Long-lived submicrometric bubbles in very diluted alkali halide water solutions

Abstract

Solutions of LiCl and of NaCl in ultrapure water were studied through Rayleigh/Brillouin scattering as a function of the concentration (molarity, M) of dissolved salt from 0.2 M to extremely low concentration (2 × 10⁻¹⁷ M). The Landau–Placzek ratio, R/B, of the Rayleigh scattering intensity over the total Brillouin was measured thanks to the dynamically controlled stability of the used Fabry–Perot interferometer.

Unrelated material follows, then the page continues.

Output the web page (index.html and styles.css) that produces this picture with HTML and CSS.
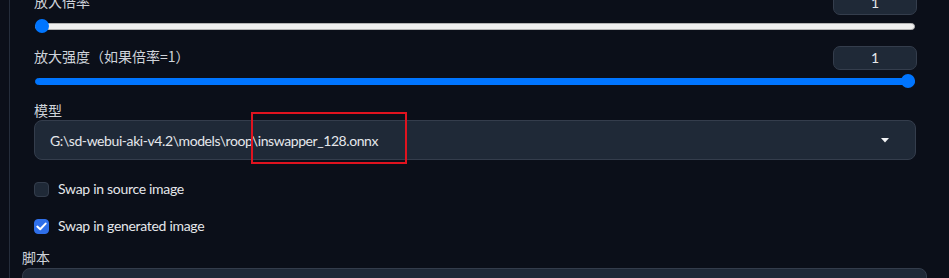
FILE: index.html
```html
<!DOCTYPE html>
<html>
<head>
<meta charset="utf-8">
<link rel="stylesheet" href="styles.css">
</head>
<body>
<div class="frame">
  <div class="panel">
    <div class="block first">
      <div class="head"><span class="label">放大倍率</span><div class="num">1</div></div>
      <div class="slider"><div class="track"><div class="thumb"></div></div></div>
    </div>
    <div class="block gap13">
      <div class="head"><span class="label">放大强度（如果倍率=1）</span><div class="num">1</div></div>
      <div class="slider"><div class="track full"><div class="thumb"></div></div></div>
    </div>
    <div class="block gap12">
      <div class="label">模型</div>
      <div class="dropdown">
        <span class="value">G:\sd-webui-aki-v4.2\models\roop\inswapper_128.onnx</span>
        <svg class="caret" width="8" height="5" viewBox="0 0 8 5"><path d="M0 0H8L4 4.5Z" fill="#f3f4f6"/></svg>
      </div>
    </div>
    <div class="check gap19">
      <span class="box"></span><span class="ctext">Swap in source image</span>
    </div>
    <div class="check gap17">
      <span class="box on"><svg width="11" height="9" viewBox="0 0 11 9"><path d="M1.3 4.6L4.2 7.3L9.6 1.6" fill="none" stroke="#fff" stroke-width="2" stroke-linecap="round" stroke-linejoin="round"/></svg></span><span class="ctext">Swap in generated image</span>
    </div>
  </div>
  <div class="label outer">脚本</div>
  <div class="scriptbox"></div>
</div>
<div class="annot"></div>
</body>
</html>
```
FILE: styles.css
```css
html, body {
  margin: 0;
  padding: 0;
  background: #0b0f19;
  height: 278px;
  overflow: hidden;
  font-family: "Lato", "Noto Sans CJK SC", sans-serif;
  font-size: 14px;
  color: #e5e7eb;
}
.frame {
  margin-left: 9px;
  height: 300px;
  border-left: 1px solid #252d3b;
  padding-left: 12px;
  box-sizing: border-box;
  width: 919px;
}
.panel {
  padding: 0 12px;
}
.block { display: flex; flex-direction: column; }
.first { margin-top: -9px; }
.gap13 { margin-top: 13px; }
.gap12 { margin-top: 12px; }
.gap19 { margin-top: 19px; }
.gap17 { margin-top: 17px; }
.head {
  display: flex;
  justify-content: space-between;
  align-items: flex-start;
  height: 24px;
}
.label {
  font-family: "Noto Sans CJK SC", "Lato", sans-serif;
  font-size: 14px;
  line-height: 20px;
  color: #cfd3da;
}
.num {
  width: 84px;
  height: 24px;
  box-sizing: border-box;
  border: 1px solid #343d4c;
  border-radius: 7px;
  background: #1f2937;
  text-align: center;
  line-height: 22px;
  font-size: 14px;
  color: #e5e7eb;
  margin-right: -1px;
}
.slider {
  margin-top: 4px;
  height: 14px;
  display: flex;
  align-items: center;
  padding: 0 1px;
}
.track {
  flex: 1;
  height: 7px;
  box-sizing: border-box;
  border-radius: 4px;
  background: #efefef;
  border: 1px solid #b5b5b5;
  display: flex;
  align-items: center;
}
.track.full {
  background: #0075ff;
  border-color: #0075ff;
  justify-content: flex-end;
}
.thumb {
  flex: none;
  width: 14px;
  height: 14px;
  border-radius: 50%;
  background: #0075ff;
  margin: 0 -1px;
}
.dropdown {
  height: 40px;
  box-sizing: border-box;
  border: 1px solid #343d4c;
  border-radius: 8px;
  background: #1f2937;
  display: flex;
  align-items: center;
  justify-content: space-between;
  padding: 0 26px 0 15px;
}
.value {
  font-size: 14px;
  letter-spacing: -0.42px;
  color: #e5e7eb;
}
.caret { display: block; }
.check {
  display: flex;
  align-items: center;
  height: 20px;
  gap: 9px;
}
.box {
  width: 15px;
  height: 15px;
  box-sizing: border-box;
  border-radius: 4px;
  background: #1f2937;
  border: 1px solid #343d4c;
  display: flex;
  align-items: center;
  justify-content: center;
}
.box.on {
  background: #2f6fe9;
  border-color: #2f6fe9;
}
.ctext {
  font-size: 14px;
  letter-spacing: -0.3px;
  color: #e5e7eb;
  line-height: 20px;
}
.outer {
  margin-top: 11px;
}
.scriptbox {
  margin-top: 1px;
  height: 40px;
  border: 1px solid #343d4c;
  border-radius: 8px;
  background: #1f2937;
  margin-right: 1px;
}
.annot {
  position: absolute;
  left: 251px;
  top: 112px;
  width: 156px;
  height: 52px;
  box-sizing: border-box;
  border: 2px solid #e0131f;
}
```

It was observed that the R/B ratio follows two stages as a function of increasing dilution rate: after a strong decrease between 0.2 M and 2 × 10⁻⁵ M, it increases to reach a maximum between 10⁻⁹ M and 10⁻¹⁶ M. The first stage corresponds to the decrease of the Rayleigh scattering by the ion concentration fluctuations with the decrease of salt concentration. The second stage, at lower concentrations, is consistent with the increase of the Rayleigh scattering by long-lived sub-microscopic bubbles with the decrease of ion concentration. The origin of these sub-microscopic bubbles is the shaking of the solutions, which was carried out after each centesimal dilution. The very long lifetime of the sub-microscopic bubbles and the effects of aging originate in the electric charge of bubbles. The increase of R/B with the decrease of the low salt concentration corresponds to the increase of the sub-microscopic bubble size with the decrease of concentration, which is imposed by the bubble stability due to the covering of the surface bubble by negative ions.